For instance, you can let an addict know that, as long as they don't get help, you won't provide them with money, a place to live, or even food.

This might sound harsh to you, and you might not be ready to set these kinds of boundaries just yet. But if someone has relapsed and is using substances or drinking heavily again, it could be an effective way to get them to reconsider the way they're living their lives.

It might take a while before they realize they need to make a change. But by standing firm, you will let the addict know that you want to see them get help at any cost.

Continue to Provide an Addict With Encouragement

Even if you decide to cut an addict off financially, you shouldn't stop loving them and providing the encouragement they need.

Dealing with an addiction can be very lonely and can make people feel completely hopeless. This is especially true once addiction starts severing some of the close relationships they've formed over the years.

While you might not be in a position to help an addict out by providing them with a place to live or other basic necessities anymore, that doesn't mean you have to stop showing them support and encouraging them.

Each and every time you speak with them, you should let them know that you love them and that you want to see them make the positive changes in their lives that you know they're capable of making.

This might not yield results right away. But it will, at the very least, plant a seed in an addict's mind and let them know they're not alone in their fight.

Make Sure You're Taking Care of Yourself

Those who have close friends or family members dealing with addiction have a tendency to put all of their efforts into helping others overcome adversity without concern for their own well-being.

Many of them don't eat or sleep much, and as a result, they start to suffer from physical and mental health problems.
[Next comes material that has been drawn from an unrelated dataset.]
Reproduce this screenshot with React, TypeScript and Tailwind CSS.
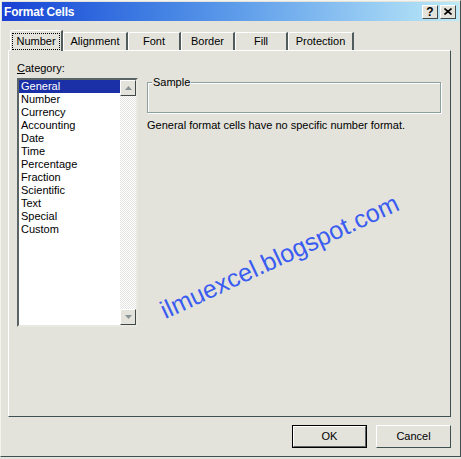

You aren't going to be able to help anyone if your health starts to decline. So rather than putting all of your energy into helping an addict who has relapsed, you should take time to care for yourself as well.

You should make sure you're eating healthy foods and getting the right amount of sleep at night. You should also take part in fun activities that will allow you to put your worries aside for a while for the good of your mental health.

Additionally, you should consider seeing a therapist or joining a support group to share your thoughts on addiction with others. You will be surprised by how much it will help you, which will, in turn, help your loved one as well.

Resist the Urge to Give Up on an Addict

It can be so discouraging to hear that someone you love has relapsed while fighting addiction.

It can be especially discouraging if you've been there every step of the way and have seen them make great strides.

It's why so many people think about giving up on their loved ones when they relapse. It can start to feel like you're fighting a losing battle when an addict just can't seem to get and stay clean.

Despite the discouragement you might feel, you should resist the urge to give up on an addict completely. You should continue to provide them with the support they'll need to beat addiction and understand that relapse doesn't mean a person has failed.

Relapse is one more stumbling block on the road to recovery for addicts. An addict can overcome relapse and get back on the right path in no time. They'll just need a little help to do it.

You can provide them with that help, and you can allow them to overcome the addiction that has plagued them. But you can only do it if you stay involved and refuse to quit on your loved one.

Getting Help for Someone Who Has Relapsed

Do you know someone who has relapsed recently?

You might not know where to turn to get them the help they need. But there are plenty of excellent treatment programs available for those who have relapsed. Find the one that will help them the most and then encourage them to get back to treating their addiction.